There are all kinds of possibilities for allowing seniors to continue to work. It just depends on whether the work is needed and wages are worth it. There's no need to recreate the miserable poverty of the past. We have a lot of solutions for the issues you raise. It's particularly funny you mention hearing. At my work, most of our time is spent on written communication (e-mails and chats). I'm pretty sure X-ers will remain sufficiently computer literate into old age to be employable.

Regarding "deserving to take it easy", a lot of people derive meaning from work. Whether it's fancy high-paid work or not. You mention helping family and friends in retirement. That is substituting unpaid care work for paid work. So you might mow their lawn, paint their house, drive them to appointments, and administer meds. That doesn't show up as "economic growth" but you are essentially planning to still do "work".


Dog walking can actually be incredibly dangerous for the elderly. Dog sees a squirrel, lunges for it, walker is thrown off balance, falls and breaks a bone. It’s very common.


PP. I agree with the risk. But presumably people will know their limits. And lots of seniors have dogs. That's how you know people have accidents with them.

If you just want to sit around on your butts from age 60 until you die, be my guest.


Uh, there’s a lot that people can do other than work, and that’s what people want to do. If you live to work, fine…but I feel sorry for you.


I don't live to work.

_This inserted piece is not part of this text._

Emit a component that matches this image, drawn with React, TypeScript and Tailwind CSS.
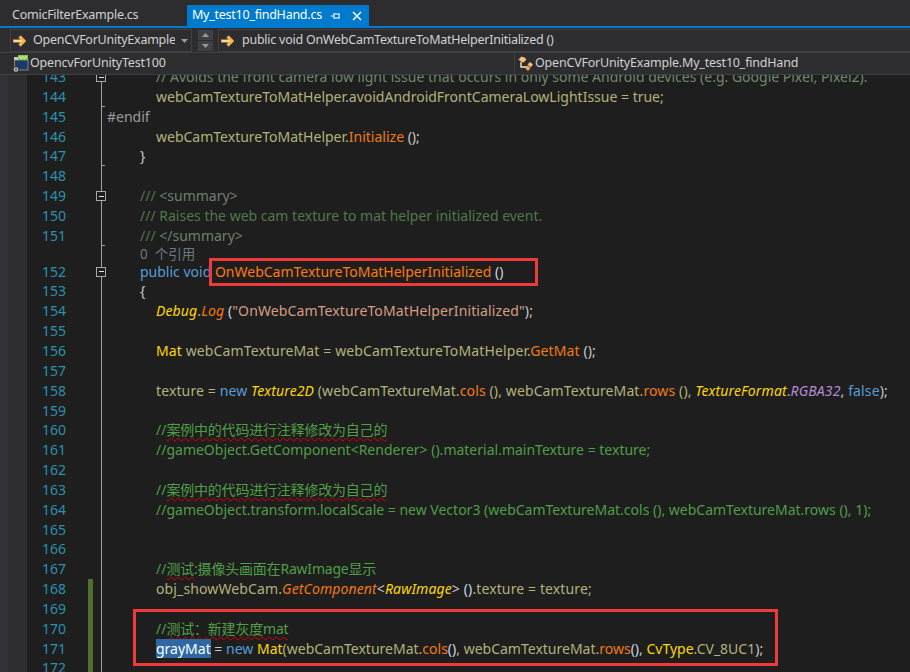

I just don't get people whose retirement plan is to sit around their house and not really do anything. Cooking, crafting, walking around, the eternal golf, etc. The retired people that I know who are like this really don't do more than they did when they were working. And the whole work part disappears. To me it looks very boring and disconnected from society.


You do you. Let them do them. Good lord.


The topic of this thread is the risk of economic stagnation. My belief is that some older people would choose to work more if jobs were 1) available and 2) worth it financially.

I further believe a lot of people retire and muddle around because that's what is/was "normal". Not because they love that state of existence so much but because "it's what people do".

I do think that it's possible that American society will evolve in response to labor shortages. And that might involve opportunities for seniors.

Meanwhile other people are just saying they'd rather be euthanized, that old people have physical flaws, and that people have "earned" an imaginary right to retire from being socially productive. That's bleak.

It's not so much my love of work that keeps me commenting. It's that all these comments about how older people can't or shouldn't work suggest that there's no way out of a stagnant economy (to OP's question). America has different norms than Europe and Japan. I think we will take a different path with our aging population.

It seems that commenters have not reflected on crisis situations. If US government entitlements get cut, that will be a financial crisis for some. In wartime, we've seen people come into the labor force more fully. I think an economic crisis might have the same effect. However a long-term growing labor shortage doesn't have to have the drama of a war or stock-market crash. It can be fixed with HR policy adjustments and wage increases.


How old are you?
Anonymous
Anonymous wrote:My personal conspiracy theory that I believe in was that the government purposefully dropped the ball on Covid in order to dispose of a lot of elderly, sickly people quickly. I think the government will do the same for the next “big one.”